→ WHAT YOU WILL DO
For each line of the data below that holds "with", copy the line.

→ DATA SHOWN

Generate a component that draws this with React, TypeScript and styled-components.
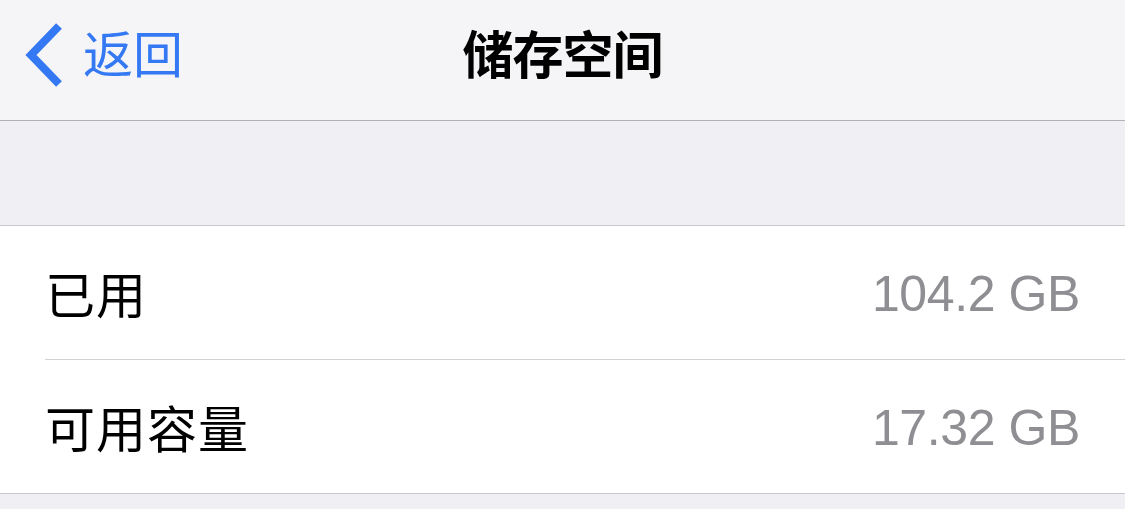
import React from 'react';
import styled, { createGlobalStyle } from 'styled-components';

// iOS-style "storage" settings screen: a translucent nav bar with a back
// button, an empty grouped-section header, then a plain two-row table.

const GlobalStyle = createGlobalStyle`
  html, body {
    margin: 0;
    padding: 0;
    background: #efeff4;
  }
  body {
    font-family: "Noto Sans CJK SC", "Noto Sans", sans-serif;
    -webkit-font-smoothing: antialiased;
  }
`;

const Screen = styled.div`
  width: 1125px;
  height: 509px;
  display: flex;
  flex-direction: column;
  background: #efeff4;
  overflow: hidden;
`;

const NavBar = styled.header`
  position: relative;
  height: 120px;
  flex-shrink: 0;
  display: flex;
  align-items: center;
  background: #f5f5f7;
  border-bottom: 1px solid #b2b2b4;
`;

const BackButton = styled.button`
  display: flex;
  align-items: center;
  gap: 19px;
  height: 100%;
  padding: 0 0 10px 24px;
  border: none;
  background: transparent;
  color: #3479f3;
  font-family: inherit;
  font-size: 50px;
  line-height: 1;
  cursor: pointer;
`;

const BackLabel = styled.span`
  margin-top: -8px;
`;

const Title = styled.h1`
  position: absolute;
  left: 0;
  right: 0;
  top: 0;
  bottom: 0;
  margin: 0;
  display: flex;
  align-items: center;
  justify-content: center;
  padding-bottom: 16px;
  pointer-events: none;
  font-size: 51px;
  font-weight: 600;
  color: #000;
  letter-spacing: -1px;
`;

const SectionGap = styled.div`
  height: 104px;
  flex-shrink: 0;
  border-bottom: 1px solid #c8c7cc;
`;

const Table = styled.ul`
  list-style: none;
  margin: 0;
  padding: 0 0 0 45px;
  background: #fff;
  border-bottom: 1px solid #c8c7cc;
`;

const Row = styled.li<{ $last?: boolean }>`
  height: 133px;
  display: flex;
  align-items: center;
  justify-content: space-between;
  padding-right: 45px;
  border-bottom: ${(p) => (p.$last ? 'none' : '1px solid #d1d1d6')};
`;

const Label = styled.span`
  font-size: 50px;
  color: #000;
  letter-spacing: 1px;
  margin-top: -2px;
`;

const Value = styled.span`
  font-family: "Liberation Sans", "Noto Sans", sans-serif;
  font-size: 50px;
  color: #8e8e93;
  letter-spacing: -0.4px;
  margin-top: 2px;
`;

const Chevron = () => (
  <svg width="40" height="66" viewBox="0 0 40 66" fill="none">
    <path d="M35 4 L7 33 L35 62" stroke="currentColor" strokeWidth="8" strokeLinecap="butt" strokeLinejoin="miter" />
  </svg>
);

const rows = [
  { label: '已用', value: '104.2 GB' },
  { label: '可用容量', value: '17.32 GB' },
];

export default function App() {
  return (
    <>
      <GlobalStyle />
      <Screen>
        <NavBar>
          <BackButton>
            <Chevron />
            <BackLabel>返回</BackLabel>
          </BackButton>
          <Title>储存空间</Title>
        </NavBar>
        <SectionGap />
        <Table>
          {rows.map((r, i) => (
            <Row key={r.label} $last={i === rows.length - 1}>
              <Label>{r.label}</Label>
              <Value>{r.value}</Value>
            </Row>
          ))}
        </Table>
      </Screen>
    </>
  );
}
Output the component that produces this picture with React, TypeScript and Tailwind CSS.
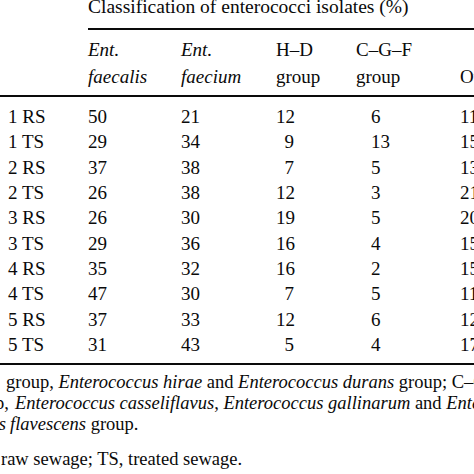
const rows = [
  ["1 RS", "50", "21", "12", "6", "11"],
  ["1 TS", "29", "34", "9", "13", "15"],
  ["2 RS", "37", "38", "7", "5", "13"],
  ["2 TS", "26", "38", "12", "3", "21"],
  ["3 RS", "26", "30", "19", "5", "20"],
  ["3 TS", "29", "36", "16", "4", "15"],
  ["4 RS", "35", "32", "16", "2", "15"],
  ["4 TS", "47", "30", "7", "5", "11"],
  ["5 RS", "37", "33", "12", "6", "12"],
  ["5 TS", "31", "43", "5", "4", "17"],
];

export default function App() {
  return (
    <div className="w-[474px] h-[474px] overflow-hidden bg-white text-[#0a0a0a] font-['Liberation_Serif','Times_New_Roman',serif]">
      {/* the table is wider than the window, the left and right edges are cut */}
      <div className="-ml-[40px] w-[600px]">
        <div className="pl-[128px] text-[19.5px] leading-[13px] whitespace-nowrap">
          Classification of enterococci isolates (%)
        </div>
        <div className="ml-[128px] mt-[15px] h-[1.5px] bg-[#0a0a0a]" />

        <div className="grid grid-cols-[128px_93px_95px_80px_104px_1fr] mt-[6px] text-[19px] leading-[27px] whitespace-nowrap">
          <div />
          <div className="italic">
            Ent.
            <br />
            faecalis
          </div>
          <div className="italic">
            Ent.
            <br />
            faecium
          </div>
          <div>
            H–D
            <br />
            group
          </div>
          <div>
            C–G–F
            <br />
            group
          </div>
          <div>
            <br />
            Others
          </div>
        </div>
        <div className="mt-[5.5px] h-[1.5px] bg-[#0a0a0a]" />

        <div className="mt-[7.5px] text-[19px] leading-[25.33px]">
          {rows.map((r) => (
            <div key={r[0]} className="grid grid-cols-[128px_93px_95px_80px_104px_1fr] whitespace-nowrap">
              <div className="flex">
                <span className="w-[40px] text-right">Site</span>
                <span className="ml-[8px]">{r[0]}</span>
              </div>
              <div>{r[1]}</div>
              <div>{r[2]}</div>
              <div className="w-[18px] text-right">{r[3]}</div>
              <div className="pl-[15px]">{r[4]}</div>
              <div>{r[5]}</div>
            </div>
          ))}
        </div>
        <div className="mt-[5.5px] h-[2px] bg-[#0a0a0a]" />
      </div>

      <div className="-ml-[140px] mt-[7px] text-[18.5px] leading-[21px] whitespace-nowrap">
        <div className="flex">
          <span className="w-[140px] shrink-0 text-right">H–D</span>
          <span className="ml-[6px]">
            group, <i>Enterococcus hirae</i> and <i>Enterococcus durans</i> group; C–G–F
          </span>
        </div>
        <div className="flex">
          <span className="w-[149px] shrink-0 text-right">group,</span>
          <span className="ml-[6px]">
            <i>Enterococcus casseliflavus</i>, <i>Enterococcus gallinarum</i> and <i>Enterococcus</i>
          </span>
        </div>
        <div className="flex">
          <span className="w-[146px] shrink-0 text-right italic">Enterococcus</span>
          <span className="ml-[4px]">
            <i>flavescens</i> group.
          </span>
        </div>
        <div className="flex mt-[14px]">
          <span className="w-[136px] shrink-0 text-right">RS,</span>
          <span className="ml-[5px]">raw sewage; TS, treated sewage.</span>
        </div>
      </div>
    </div>
  );
}
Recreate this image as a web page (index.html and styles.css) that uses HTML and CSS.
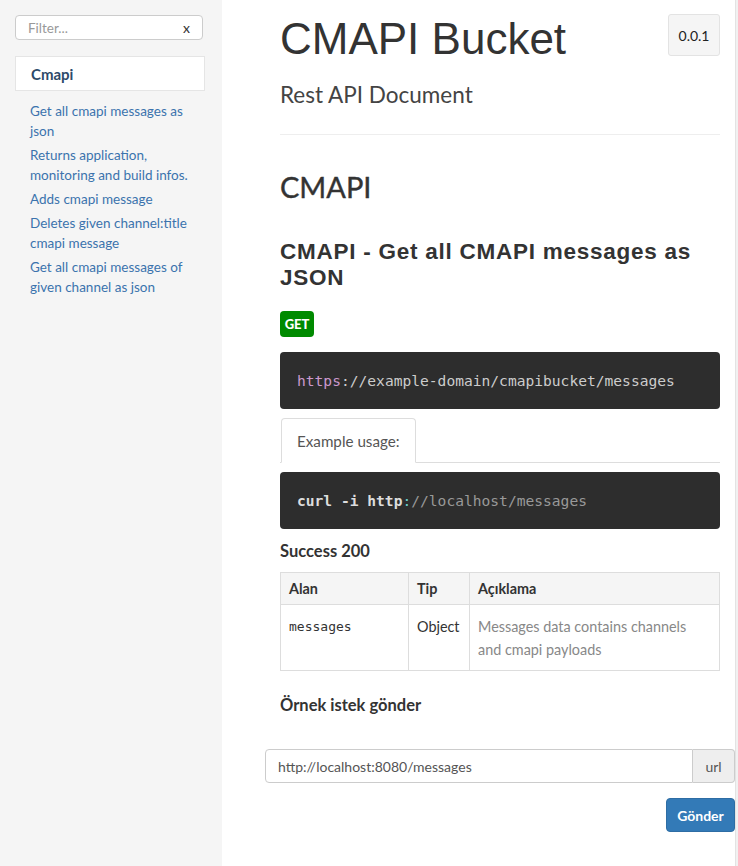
FILE: index.html
```html
<!DOCTYPE html>
<html lang="tr">
<head>
<meta charset="utf-8">
<title>CMAPI Bucket</title>
<link rel="stylesheet" href="styles.css">
</head>
<body>
<div class="page">
  <aside class="sidebar">
    <div class="filter">
      <span class="filter-placeholder">Filter...</span>
      <span class="filter-clear">x</span>
    </div>
    <div class="nav-header">Cmapi</div>
    <ul class="nav-links">
      <li><a>Get all cmapi messages as json</a></li>
      <li><a>Returns application, monitoring and build infos.</a></li>
      <li><a>Adds cmapi message</a></li>
      <li><a>Deletes given channel:title cmapi message</a></li>
      <li><a>Get all cmapi messages of given channel as json</a></li>
    </ul>
  </aside>
  <main class="content">
    <header class="project">
      <h1 class="project-title">CMAPI Bucket</h1>
      <span class="version">0.0.1</span>
    </header>
    <p class="project-sub">Rest API Document</p>
    <hr class="rule">
    <h1 class="group-title">CMAPI</h1>
    <h2 class="api-title">CMAPI - Get all CMAPI messages as JSON</h2>
    <span class="badge-get">GET</span>
    <pre class="code"><span class="tk-kw">https</span><span class="tk-op">:</span>//example-domain/cmapibucket/messages</pre>
    <div class="tabs"><span class="tab">Example usage:</span></div>
    <pre class="code"><span class="tk-b">curl -i http</span><span class="tk-colon">:</span><span class="tk-comment">//localhost/messages</span></pre>
    <h3 class="sub-title">Success 200</h3>
    <table class="fields">
      <thead>
        <tr><th class="c1">Alan</th><th class="c2">Tip</th><th>Açıklama</th></tr>
      </thead>
      <tbody>
        <tr>
          <td class="mono">messages</td>
          <td>Object</td>
          <td class="desc">Messages data contains channels and cmapi payloads</td>
        </tr>
      </tbody>
    </table>
    <h3 class="sub-title sample">Örnek istek gönder</h3>
    <div class="input-group">
      <div class="url-input">http://localhost:8080/messages</div>
      <div class="addon">url</div>
    </div>
    <div class="actions"><button class="btn-send">Gönder</button></div>
  </main>
  <div class="track"></div>
</div>
</body>
</html>
```
FILE: styles.css
```css
* { box-sizing: border-box; }
html, body { margin: 0; padding: 0; }
body {
  font-family: Lato, "Noto Sans", sans-serif;
  font-size: 14px;
  color: #333;
  background: #fff;
}
.page {
  display: flex;
  min-height: 866px;
}
.sidebar {
  width: 222px;
  flex: none;
  background: #f5f5f5;
  padding: 15px 17px 0 15px;
}
.filter {
  height: 25px;
  width: 188px;
  border: 1px solid #ccc;
  border-radius: 4px;
  background: #fff;
  display: flex;
  align-items: center;
  justify-content: space-between;
  padding: 0 12px 0 12px;
  font-size: 13.5px;
}
.filter-placeholder { color: #999; }
.filter-clear { color: #333; font-size: 14px; }
.nav-header {
  margin-top: 16px;
  height: 35px;
  width: 190px;
  background: #fff;
  border: 1px solid #e5e5e5;
  display: flex;
  align-items: center;
  padding-left: 15px;
  font-weight: 700;
  font-size: 15px;
  color: #2d4a6a;
}
.nav-links {
  list-style: none;
  margin: 8px 0 0 0;
  padding: 0 0 0 15px;
}
.nav-links li {
  padding: 2px 0;
  line-height: 20px;
  font-size: 13.5px;
}
.nav-links a { color: #3b73ad; }
.content {
  flex: 1;
  padding: 0 15px 0 58px;
  min-width: 0;
}
.project {
  display: flex;
  justify-content: space-between;
  align-items: flex-start;
}
.project-title {
  margin: 15px 0 0 0;
  font-family: "Liberation Sans", Arial, sans-serif;
  font-weight: 400;
  font-size: 44px;
  line-height: 48px;
  color: #333;
}
.version {
  margin-top: 14px;
  width: 52px;
  height: 42px;
  display: flex;
  align-items: center;
  justify-content: center;
  background: #f5f5f5;
  border: 1px solid #e3e3e3;
  border-radius: 3px;
  font-size: 14px;
  font-weight: 400;
  color: #222;
}
.project-sub {
  margin: 17px 0 0 0;
  font-size: 22.5px;
  line-height: 30px;
  color: #444;
}
.rule {
  margin: 24px 0 0 0;
  border: 0;
  border-top: 1px solid #eee;
}
.group-title {
  margin: 36px 0 0 0;
  font-size: 29px;
  line-height: 32px;
  font-weight: 400;
  color: #333;
  -webkit-text-stroke: 0.4px #333;
}
.api-title {
  margin: 36px 0 0 0;
  font-family: "Liberation Sans", Arial, sans-serif;
  font-weight: 700;
  font-size: 22.5px;
  letter-spacing: 0.75px;
  line-height: 26px;
  color: #333;
}
.badge-get {
  display: flex;
  margin-top: 20px;
  width: 34px;
  height: 26px;
  align-items: center;
  justify-content: center;
  background: #008a00;
  color: #fff;
  font-weight: 900;
  font-size: 13px;
  border-radius: 4px;
}
.code {
  margin: 15px 0 0 0;
  background: #2d2d2d;
  color: #ccc;
  border-radius: 4px;
  height: 57px;
  padding: 0 17px;
  display: flex;
  align-items: center;
  font-family: "DejaVu Sans Mono", "Liberation Mono", monospace;
  font-size: 14.6px;
}
.tk-kw { color: #cc99cd; }
.tk-op { color: #ccc; }
.tk-b { color: #ddd; font-weight: 700; }
.tk-colon { color: #67cdcc; }
.tk-comment { color: #999; }
.tabs {
  margin-top: 9px;
  border-bottom: 1px solid #ddd;
  display: flex;
  padding-left: 1px;
}
.tab {
  height: 45px;
  margin-bottom: -1px;
  padding: 0 15px;
  display: flex;
  align-items: center;
  background: #fff;
  border: 1px solid #ddd;
  border-bottom-color: #fff;
  border-radius: 4px 4px 0 0;
  color: #555;
  font-size: 15.2px;
}
.tabs + .code { margin-top: 9px; }
.sub-title {
  margin: 10px 0 0 0;
  font-size: 16.5px;
  line-height: 24px;
  font-weight: 700;
  color: #333;
}
.fields {
  margin-top: 9px;
  width: 100%;
  border-collapse: collapse;
  font-size: 14.4px;
}
.fields th, .fields td {
  border: 1px solid #ddd;
  padding: 0 8px;
  text-align: left;
  vertical-align: top;
}
.fields th {
  background: #f5f5f5;
  font-weight: 700;
  height: 32px;
  vertical-align: middle;
}
.fields td {
  padding-top: 10px;
  padding-bottom: 9px;
  line-height: 23px;
}
.fields .c1 { width: 128px; }
.fields .c2 { width: 61px; }
.mono {
  font-family: "DejaVu Sans Mono", "Liberation Mono", monospace;
  font-size: 13px;
  color: #333;
}
.desc { color: #888; }
.sample { margin-top: 22px; }
.input-group {
  margin: 32px -15px 0 -15px;
  display: flex;
  height: 34px;
}
.url-input {
  flex: 1;
  border: 1px solid #ccc;
  border-radius: 4px 0 0 4px;
  display: flex;
  align-items: center;
  padding-left: 12px;
  color: #555;
  font-size: 14px;
}
.addon {
  width: 42px;
  background: #eee;
  border: 1px solid #ccc;
  border-left: 0;
  border-radius: 0 4px 4px 0;
  display: flex;
  align-items: center;
  justify-content: center;
  color: #555;
  font-size: 14px;
}
.actions {
  display: flex;
  justify-content: flex-end;
  margin: 15px -15px 0 0;
}
.btn-send {
  width: 69px;
  height: 34px;
  background: #337ab7;
  border: 1px solid #2e6da4;
  border-radius: 4px;
  color: #fff;
  font-family: Lato, "Noto Sans", sans-serif;
  font-weight: 700;
  font-size: 14px;
}
.track {
  width: 3px;
  flex: none;
  background: #f1f1f1;
  border-left: 1px solid #e3e3e3;
}
```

→ EXPECTED OUTPUT
Generate a component that draws this with React, TypeScript and styled-components.
// iOS-style "storage" settings screen: a translucent nav bar with a back
Output the component that produces this picture with React, TypeScript and Tailwind CSS.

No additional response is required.